En efecto, de los primeros se dice que quieren “defender valores concretos que consideran ligados a un orden social determinado” y a ellos se les dice (por medio de una pregunta retórica) que el orden social que defienden es injusto y se les insinúa claramente que así incurren en una grave culpa ante Dios.

A los segundos, en cambio, se les exhorta a examinar atentamente la situación, se les dice que pueden elegir el camino de la revolución violenta “según el dictado de la recta conciencia” y se les pide que, si lo eligen, purifiquen sus intenciones para poder salir indemnes al enfrentar el juicio de Dios.

El final del texto parece querer desdramatizar la opción por la revolución: siempre ha habido revoluciones y la participación de los cristianos en ellas ha sido muy frecuente. Se menciona el caso de la revolución hispanoamericana, en un aparente intento de asemejarla a la revolución socialista en curso.

Cabía esperar otro tipo de análisis de la situación en un documento episcopal. Se debería haber distinguido al menos tres posturas diferentes: la defensa de un orden social injusto (o de aspectos injustos del orden social existente), la búsqueda de reformas justas por medios no violentos, con base en la doctrina social de la Iglesia, y la opción por la revolución violenta, rechazada por el Magisterio de la Iglesia en nuestro caso concreto.
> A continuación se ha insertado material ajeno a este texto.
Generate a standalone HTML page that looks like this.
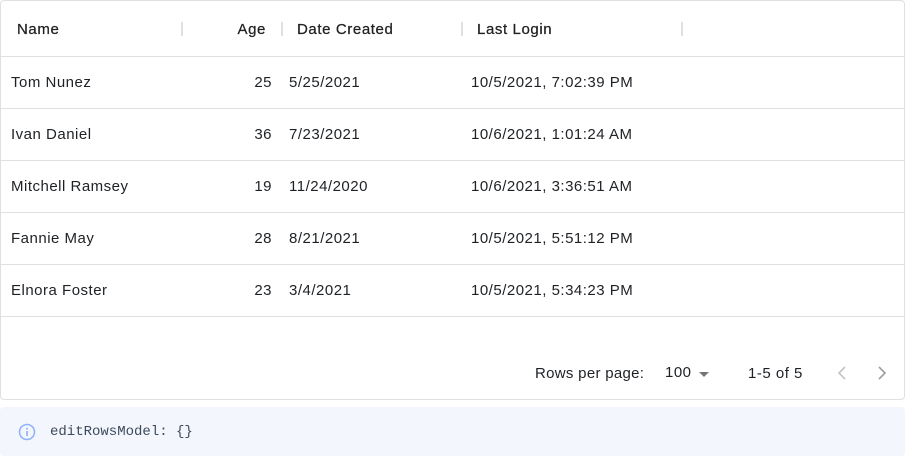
<!DOCTYPE html>
<html><head><style>
body{margin:0;width:905px;height:456px;background:#fff;font-family:"Liberation Sans",sans-serif;color:#1e2125;position:relative;overflow:hidden}
.grid{position:absolute;left:0;top:0;width:903px;height:398px;border:1px solid #e0e0e0;border-radius:4px}
.hdr{position:absolute;left:0;top:0;width:903px;height:55px;border-bottom:1px solid #e0e0e0}
.t{position:absolute;font-size:15px;white-space:nowrap;line-height:18px;letter-spacing:0.5px}
.h{font-size:15px;color:#222;letter-spacing:0.6px;-webkit-text-stroke:0.25px #222}
.sep{position:absolute;top:21px;width:2px;height:14px;background:#e0e0e0}
.row{position:absolute;left:0;width:903px;height:51px;border-bottom:1px solid #e0e0e0}
.row .t{top:17px}
.info{position:absolute;left:0;top:407px;width:905px;height:49px;background:#f3f6fd;border-radius:4px}
</style></head><body>
<div class="grid">
<div class="hdr">
<span class="t h" style="left:16px;top:20px">Name</span>
<span class="sep" style="left:180px"></span>
<span class="t h" style="right:638px;top:20px">Age</span>
<span class="sep" style="left:280px"></span>
<span class="t h" style="left:296px;top:20px">Date Created</span>
<span class="sep" style="left:460px"></span>
<span class="t h" style="left:476px;top:20px">Last Login</span>
<span class="sep" style="left:680px"></span>
</div>
<div class="row" style="top:56px"><span class="t" style="left:10px">Tom Nunez</span><span class="t" style="right:632px">25</span><span class="t" style="left:288px">5/25/2021</span><span class="t" style="left:470px">10/5/2021, 7:02:39 PM</span></div>
<div class="row" style="top:108px"><span class="t" style="left:10px">Ivan Daniel</span><span class="t" style="right:632px">36</span><span class="t" style="left:288px">7/23/2021</span><span class="t" style="left:470px">10/6/2021, 1:01:24 AM</span></div>
<div class="row" style="top:160px"><span class="t" style="left:10px">Mitchell Ramsey</span><span class="t" style="right:632px">19</span><span class="t" style="left:288px">11/24/2020</span><span class="t" style="left:470px">10/6/2021, 3:36:51 AM</span></div>
<div class="row" style="top:212px"><span class="t" style="left:10px">Fannie May</span><span class="t" style="right:632px">28</span><span class="t" style="left:288px">8/21/2021</span><span class="t" style="left:470px">10/5/2021, 5:51:12 PM</span></div>
<div class="row" style="top:264px"><span class="t" style="left:10px">Elnora Foster</span><span class="t" style="right:632px">23</span><span class="t" style="left:288px">3/4/2021</span><span class="t" style="left:470px">10/5/2021, 5:34:23 PM</span></div>
<span class="t" style="left:534px;top:364px;letter-spacing:0.3px">Rows per page:</span>
<span class="t" style="left:664px;top:363px">100</span>
<svg style="position:absolute;left:697px;top:370px" width="12" height="6"><path d="M1 1h10L6 6z" fill="#757575"/></svg>
<span class="t" style="left:747px;top:364px">1-5 of 5</span>
<svg style="position:absolute;left:836px;top:365px" width="10" height="14"><path d="M8 1L2 7l6 6" stroke="#c4c4c4" stroke-width="1.6" fill="none"/></svg>
<svg style="position:absolute;left:876px;top:365px" width="10" height="14"><path d="M2 1l6 6-6 6" stroke="#9e9e9e" stroke-width="1.6" fill="none"/></svg>
</div>
<div class="info">
<svg style="position:absolute;left:18px;top:16px" width="18" height="18"><circle cx="9" cy="9" r="7.5" stroke="#90b4f9" stroke-width="1.6" fill="none"/><rect x="8.2" y="8" width="1.7" height="5" fill="#90b4f9"/><rect x="8.2" y="4.8" width="1.7" height="1.8" fill="#90b4f9"/></svg>
<span class="t" style="left:50px;top:16px;font-family:'Liberation Mono',monospace;font-size:14px;color:#3e4a5c;letter-spacing:0">editRowsModel: {}</span>
</div>
</body></html>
El hecho de que la Carta Pastoral en cuestión sea de 1967 y los pronunciamientos citados del Papa Pablo VI y la Conferencia de Medellín sean de 1968 no vuelve anacrónico mi argumento anterior, ya que esos dos pronunciamientos no hicieron más que expresar de un modo más solemne una doctrina católica preexistente, manifestada en el Magisterio ordinario de la Iglesia.

Cabe asombrarse de que un documento episcopal de esta índole no condenara de un modo tajante la alternativa de la revolución armada en el Uruguay de 1967. A pesar de la grave crisis económica que sufría desde unos diez años atrás, Uruguay seguía teniendo un gobierno democrático y todavía era generalmente considerado como una democracia ejemplar en el contexto latinoamericano. Además, la desigualdad entre las distintas clases sociales de nuestro país no alcanzaba niveles tan altos como en otros países de la región.
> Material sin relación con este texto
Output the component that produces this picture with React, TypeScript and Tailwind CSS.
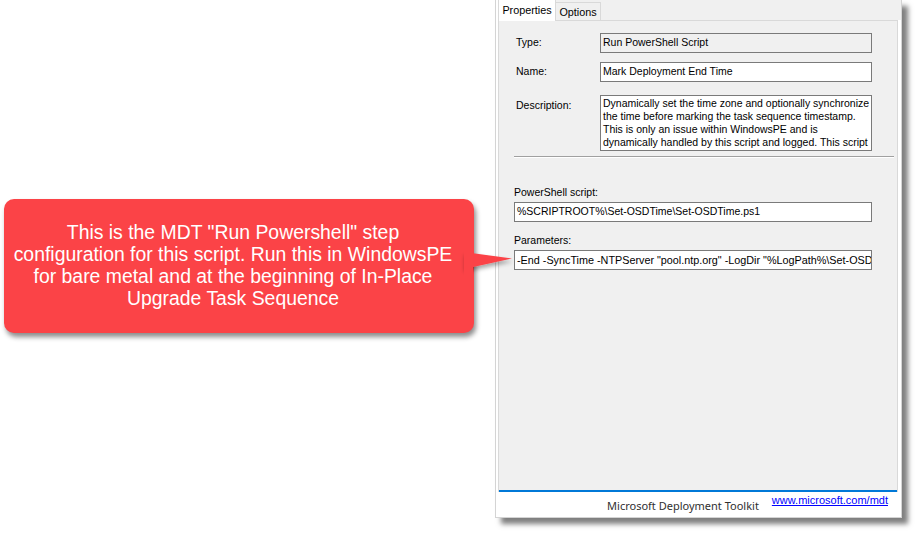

Más aún, en la práctica la única alternativa revolucionaria contemplada en esa época era la de la revolución socialista; y se trataba evidentemente del socialismo clásico, condenado innumerables veces por el Magisterio de la Iglesia. En el texto analizado, este aspecto no sólo no es sopesado explícitamente como un factor relevante para criticar la opción revolucionaria, sino que, al revés, es empleado para criticar al grupo de los cristianos que “buscan argumentos para defender la paz”. Se insinúa que estos cristianos “conservadores” se dejaban llevar por una especie de histeria macartista, al acusar de marxistas o comunistas al único otro grupo de cristianos mencionado, es decir a los que “se inclinan por una reforma violenta de la sociedad”.
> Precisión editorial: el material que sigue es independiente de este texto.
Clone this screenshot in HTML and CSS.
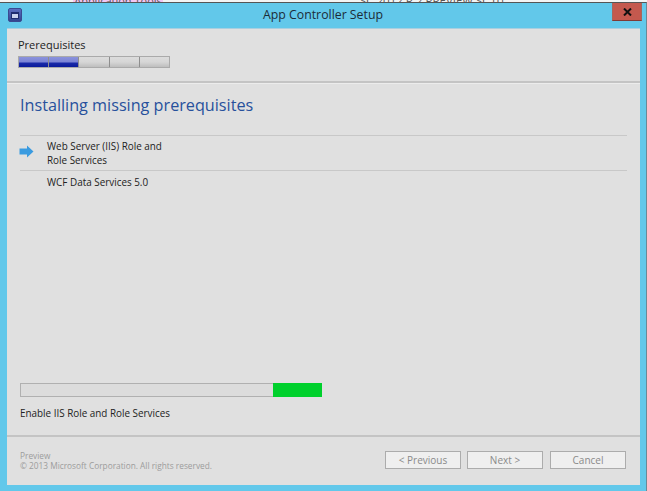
FILE: index.html
```html
<!DOCTYPE html>
<html lang="en">
<head>
  <meta charset="UTF-8" />
  <title>App Controller Setup</title>
  <link rel="stylesheet" href="styles.css">
</head>
<body>
  <div class="behind">
    <span class="behind-tab">Application Tools</span>
    <span class="behind-title">SC 2012 R 2 PREVIEW SC 01</span>
  </div>
  <div class="window">
    <div class="titlebar">
      <div class="app-icon"><span class="app-icon-inner"></span></div>
      <div class="title">App Controller Setup</div>
      <button class="close">
        <svg width="9" height="8" viewBox="0 0 9 8"><path d="M1 0.5 L8 7.5 M8 0.5 L1 7.5" stroke="#111" stroke-width="2" fill="none"/></svg>
      </button>
    </div>
    <div class="client">
      <div class="steps-area">
        <div class="steps-label">Prerequisites</div>
        <div class="steps">
          <div class="step done"></div>
          <div class="step done"></div>
          <div class="step"></div>
          <div class="step"></div>
          <div class="step"></div>
        </div>
      </div>
      <div class="main">
        <h1>Installing missing prerequisites</h1>
        <div class="tasks">
          <div class="task task-current">
            <svg class="arrow" width="15" height="13" viewBox="0 0 15 13"><path d="M0.5 3.5 H8 V0.5 L14.5 6.5 L8 12.5 V9.5 H0.5 Z" fill="#3a9be0"/></svg>
            <div>Web Server (IIS) Role and<br>Role Services</div>
          </div>
          <div class="task">
            <div>WCF Data Services 5.0</div>
          </div>
        </div>
        <div class="spacer"></div>
        <div class="progress"><div class="progress-fill"></div></div>
        <div class="progress-label">Enable IIS Role and Role Services</div>
      </div>
      <div class="footer">
        <div class="legal">Preview<br>© 2013 Microsoft Corporation. All rights reserved.</div>
        <div class="buttons">
          <button class="btn">&lt; Previous</button>
          <button class="btn">Next &gt;</button>
          <button class="btn btn-cancel">Cancel</button>
        </div>
      </div>
    </div>
  </div>
</body>
</html>
```

FILE: styles.css
```css
html, body {
  margin: 0;
  padding: 0;
}
body {
  width: 647px;
  height: 491px;
  overflow: hidden;
  background: #62c8ea;
  font-family: "Open Sans", "Noto Sans", sans-serif;
  color: #222;
}
.behind {
  height: 2px;
  overflow: hidden;
  display: flex;
  background: #f4f4f4;
  font-size: 11px;
  line-height: 2px;
  color: #555;
  padding-left: 73px;
}
.behind-tab {
  width: 90px;
  background: #f3c6f3;
  text-align: center;
}
.behind-title {
  margin-left: 197px;
  font-size: 11.5px;
}
.window {
  height: 489px;
  box-sizing: border-box;
  border-top: 1px solid #555;
  border-right: 1px solid #6a8a96;
  display: flex;
  flex-direction: column;
}
.titlebar {
  height: 25px;
  display: flex;
  align-items: flex-start;
  position: relative;
}
.app-icon {
  width: 12px;
  height: 12px;
  margin: 5px 0 0 8px;
  background: linear-gradient(#5a6cc0, #33458f);
  border: 1px solid #3a4a90;
  border-radius: 2px;
  display: flex;
  align-items: center;
  justify-content: center;
}
.app-icon-inner {
  width: 6px;
  height: 4px;
  background: #c9d2ee;
  border: 1px solid #1f2c70;
  border-top-width: 2px;
}
.title {
  position: absolute;
  left: 0;
  right: 0;
  top: 4px;
  text-align: center;
  font-size: 12.3px;
  line-height: 16px;
  color: #1c2c38;
}
.close {
  margin-left: auto;
  margin-right: 4px;
  width: 30px;
  height: 18px;
  padding: 0;
  background: #c4594e;
  border: none;
  border-bottom: 1px solid #7f3a35;
  border-left: 1px solid #a6665e;
  border-right: 1px solid #a6665e;
  display: flex;
  align-items: center;
  justify-content: center;
}
.client {
  flex: 1;
  margin: 0 6px 6px 7px;
  background: #e0e0e0;
  border-top: 1px solid #a9cfe0;
  display: flex;
  flex-direction: column;
}
.steps-area {
  height: 54px;
  padding: 8px 0 0 11px;
  box-sizing: border-box;
  border-bottom: 2px solid #c4c4c4;
}
.steps-label {
  font-size: 11px;
  line-height: 16px;
  color: #222;
}
.steps {
  display: flex;
  width: 150px;
  height: 10px;
  margin-top: 3px;
  background: #c8c8c8;
  border: 1px solid #aaa;
}
.step {
  flex: 1;
  border-right: 1px solid #8e8e8e;
  background: linear-gradient(#dcdcdc, #d6d6d6 50%, #bebebe);
}
.step:last-child {
  border-right: none;
}
.step.done {
  background: linear-gradient(#8a92dc, #7b84d6 50%, #1a2aa8 60%, #0a1a9c);
}
.main {
  flex: 1;
  display: flex;
  flex-direction: column;
  padding: 0 13px 0 13px;
  border-top: 1px solid #ececec;
}
h1 {
  margin: 10px 0 0;
  font-size: 16.2px;
  line-height: 22px;
  font-weight: 400;
  color: #27509c;
}
.tasks {
  margin-top: 19px;
  border-top: 1px solid #c8c8c8;
}
.task {
  display: flex;
  padding: 3px 0 3px 27px;
  font-size: 9.9px;
  line-height: 14px;
  color: #222;
  position: relative;
}
.task + .task {
  padding-top: 4px;
}
.task-current {
  border-bottom: 1px solid #c8c8c8;
}
.arrow {
  position: absolute;
  left: -1px;
  top: 9px;
}
.spacer {
  flex: 1;
}
.progress {
  width: 300px;
  height: 12px;
  background: #dcdcdc;
  border: 1px solid #b0b0b0;
  display: flex;
  justify-content: flex-end;
}
.progress-fill {
  width: 49px;
  margin: -1px -1px -1px 0;
  background: #00d02c;
}
.progress-label {
  margin-top: 9px;
  margin-bottom: 15px;
  font-size: 9.9px;
  line-height: 14px;
  color: #222;
}
.footer {
  height: 50px;
  box-sizing: border-box;
  border-top: 2px solid #c4c4c4;
  display: flex;
  justify-content: space-between;
  padding: 14px 14px 0 13px;
}
.legal {
  font-size: 8.3px;
  line-height: 10px;
  color: #9c9c9c;
}
.buttons {
  display: flex;
  gap: 6px;
}
.btn {
  width: 76px;
  height: 18px;
  padding: 0;
  background: #efefef;
  border: 1px solid #acacac;
  font-family: "Open Sans", "Noto Sans", sans-serif;
  font-size: 10px;
  color: #8a8a8a;
}
.btn-cancel {
  margin-left: 1px;
}
```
En síntesis, me parece innegable que el carácter muy impreciso y sesgado de la Carta Pastoral de Adviento de 1967 contribuyó a incrementar las tensiones en la Iglesia y en la sociedad uruguaya, en una época en que era necesario hacer todo lo posible para pacificar los ánimos e iluminar a tantas inteligencias confundidas.
Aunque me resulte un tanto agotador repetir a menudo algo tan obvio, aclaro que no es mi intención juzgar a la persona de Mons. Parteli (no soy juez de nadie), a quien aprecié en vida, sino sólo algunas de sus declaraciones sobre un tema muy concreto.